There are many reasons to start a startup. You’re excited to work with people on a big, substantive project. You like a challenge and want to own something. You want to leave your mark on the world.
One of the main reasons I’ve started three startups is that I like to work with smart, talented people who push me to do my best work. A startup is a great way to pull together such a group.
When you’re considering founding a startup, it’s important to pressure-test your commitment by considering the reasons you shouldn’t start one. Founding a startup is hard, and most startups fail. Before you start a startup, take the time to consider whether it’ll really make you happy.
Importantly: there’s no right answer. You’re not somehow less awesome if starting a company isn’t the way to achieve your objectives
Here are some reasons that you should not start a startup:
You want to be rich
9 out of 10 startups fail. Odds are, yours will be one of them. If your goal is simply to make a lot of money, there are easier and more predictable paths to achieving that than starting a company.

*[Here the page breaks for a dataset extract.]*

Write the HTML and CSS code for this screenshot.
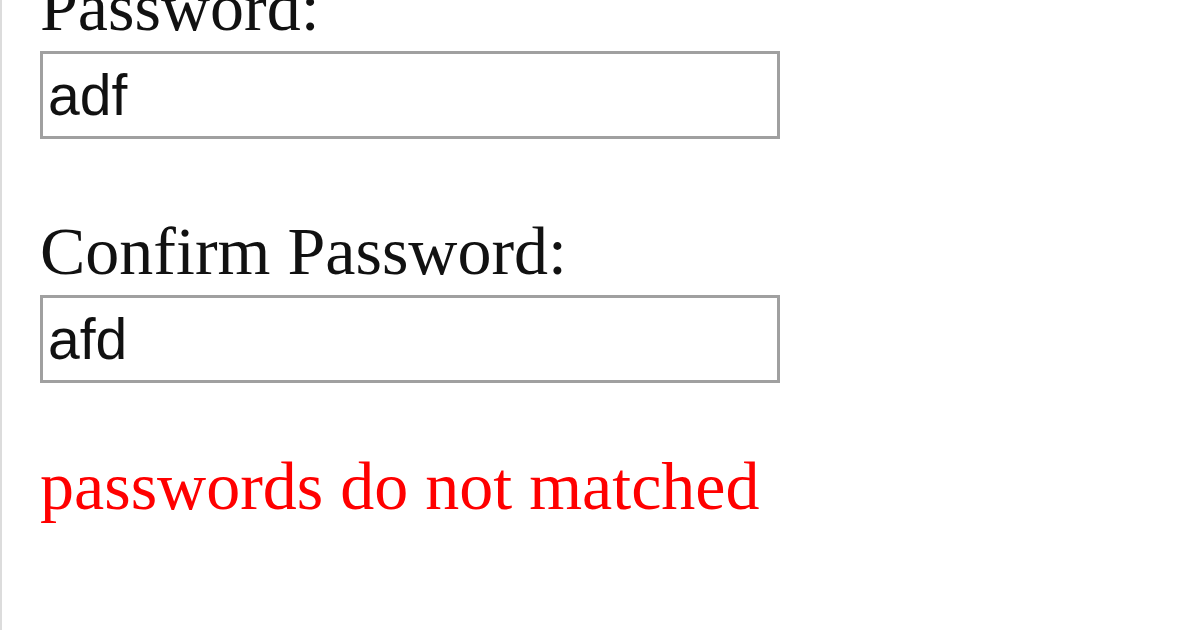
FILE: index.html
```html
<!DOCTYPE html>
<html>
<head>
<meta charset="utf-8">
<link rel="stylesheet" href="styles.css">
</head>
<body>
<div class="page">
  <form class="form">
    <label class="label" for="pw">Password:</label>
    <input class="field" id="pw" type="text" value="adf">
    <label class="label label-gap" for="cpw">Confirm Password:</label>
    <input class="field" id="cpw" type="text" value="afd">
    <p class="error">passwords do not matched</p>
  </form>
</div>
</body>
</html>
```
FILE: styles.css
```css
html, body {
  margin: 0;
  padding: 0;
  background: #fff;
  overflow: hidden;
  height: 630px;
}
.page {
  border-left: 2px solid #dcdcdc;
  padding-left: 38px;
  height: 660px;
  margin-top: -30px;
  box-sizing: border-box;
}
.form {
  display: flex;
  flex-direction: column;
  align-items: flex-start;
}
.label {
  display: block;
  font-family: "Liberation Serif", "Times New Roman", serif;
  font-size: 68px;
  line-height: 75px;
  color: #111;
}
.label-gap {
  margin-top: 75px;
}
.field {
  display: block;
  margin: 6px 0 0 0;
  width: 740px;
  height: 88px;
  box-sizing: border-box;
  border: 3px solid #a0a0a0;
  padding: 0 5px;
  font-family: "Liberation Sans", Arial, sans-serif;
  font-size: 57px;
  color: #111;
  background: #fff;
  outline: none;
}
.error {
  margin: 66px 0 0 0;
  font-family: "Liberation Serif", "Times New Roman", serif;
  font-size: 68px;
  line-height: 75px;
  color: #f00;
}
```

In particular, you should work in finance or as an engineer at a big tech company (or maybe become an anesthesiologist?). You won’t become a billionaire, but your likelihood of generating very meaningful wealth is significantly higher.
You crave validation
There is no A for effort in startups. Your company is either successful or it isn’t. Unlike almost everything else in the world, you don’t get credit for how hard you tried with a startup.
This is true both externally, from the world, and internally, from your own team. As a founder, when things go right, no one tells you that you’re doing a good job. But when things go wrong, you’ll definitely hear about it. In other words, you’re either meeting expectations (which, of course you are, so why would we say anything?) or you’re underperforming.
You need certainty
The founder’s journey is lonely and full of cognitive dissonance. Rationally, you know that most startups fail. You’re viscerally aware that your startup is constantly teetering on the brink of nonexistence, and with a couple missteps, poof, it could all be over*.
*Note to Pilot employees, investors, and customers: our company is doing great, don’t worry.
But a huge component of your job is convincing people—your employees, your investors, and your customers—that things are going great and your success is inevitable. These folks don’t particularly want to hear about your internal angst, and they shouldn’t have to.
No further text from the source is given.